Speaking to GoAuto at the virtual media launch of the new Niro electrified SUV, KAU product planning general manager Roland Rivero said a hydrogen-powered vehicle was not immediately on the radar for the brand but thanks to its part in developing the technology with Hyundai, it would not be difficult to tap into.


“Fundamentally, Namyang (Hyundai Motor Group HQ) is not biased between red and blue, Namyang just looks at ‘this is the family’,” he said.


“The hydrogen fuel cell technology’s been developed by Namyang and right now the application has only been on the one side, but at any given point in time if market dictated, and demand dictated that hydrogen fuel cell was something that Kia should also bring to the table, it wouldn’t be difficult for it to be passed on to the red team.


“Mr Song’s (Kia CEO) feeling at the moment that the demand would suggest EV is the way to go; that’s the horse to back at this point in time, but should the market suggest otherwise, we could easily switch on the hydrogen fuel cell technology and powertrain for Kia products because Namyang’s done all the hard work and the research already for it, and applied it to the blue team.”


Hyundai’s first FCEV, the Nexo, arrived on Aussie shores back in March, available exclusively through a lease program aimed initially at fleet customers with an expansion in the second half of the year to accommodate private customers as well.


The ‘blue team’ has certainly been making a lot of noise about its hydrogen exploits in recent months however the biggest revelation came in April when global executives confirmed its N performance division was exploring possible applications of the fuel type, including an innovative new blend with battery-electric technology.

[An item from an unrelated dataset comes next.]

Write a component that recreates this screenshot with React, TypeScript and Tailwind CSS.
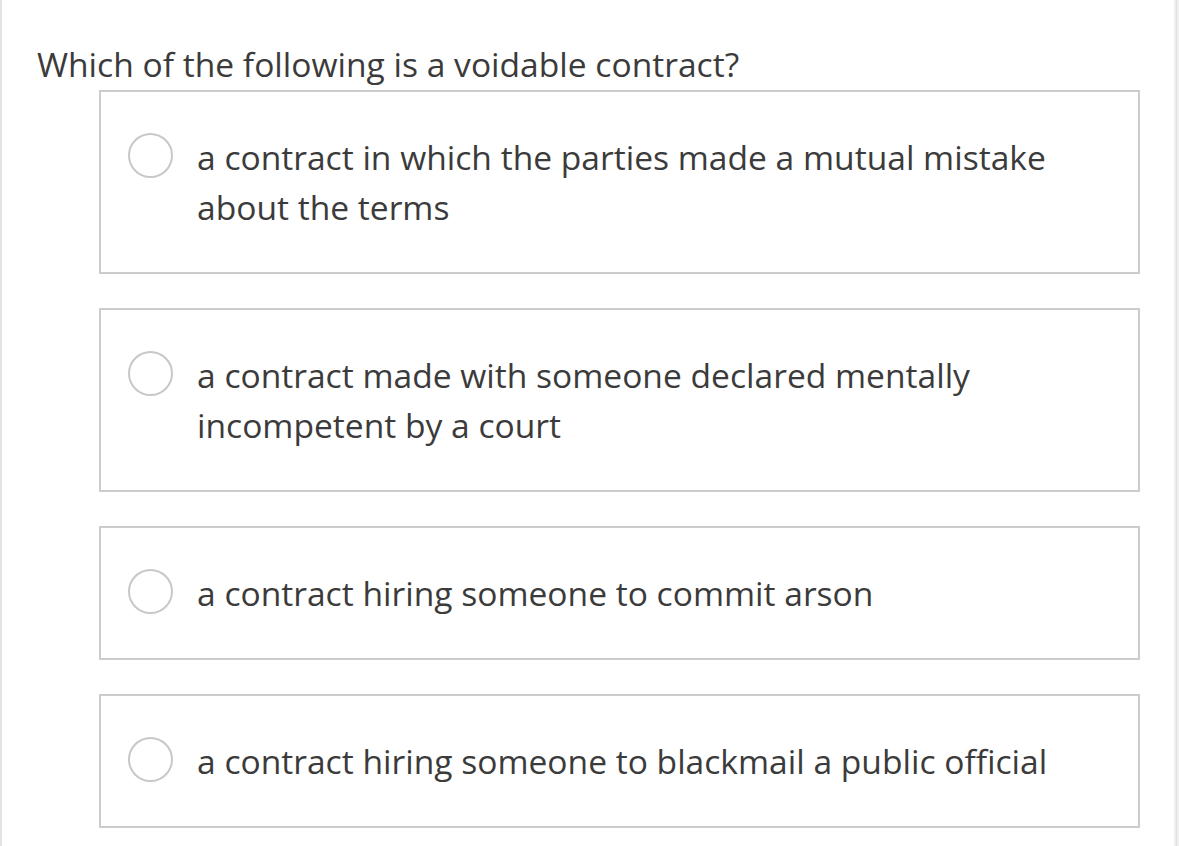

Whether or not anything comes of the project remains to be seen, let alone if any of it makes it across to the ‘red team’ with KAU chief operating officer Damien Meredith predicting a fair bit of overlap between the various fuel types, both fossil and alternative.


“What’s going to happen, no-one really knows but from our point of view obviously, there are some trend lines that are occurring,” he told GoAuto.


“We know that electrification is going to continue to grow, what we don’t know is by how much, and we don’t know whether or not alternate fuels may come into play, i.e. fuel cell technology, LPG might make a comeback in Australia; we’re surrounded by LPG but never taken advantage of it.


“So there’s still I think variables in play that haven’t been put in concrete yet to give us a really clear picture of what’s going to happen in five to 10 years’ time.


“In my view there’s still a place for ICE (internal combustion engines), it will obviously be a bit like the small car market; continue to decline but still be there, so it’s going to be interesting.”


Mr Meredith also definitively confirmed the EV6 would be the next electric/electrified vehicle to arrive Down Under before the hybrid and plug-in hybrid (PHEV) versions of the Sorento arrive in 2022.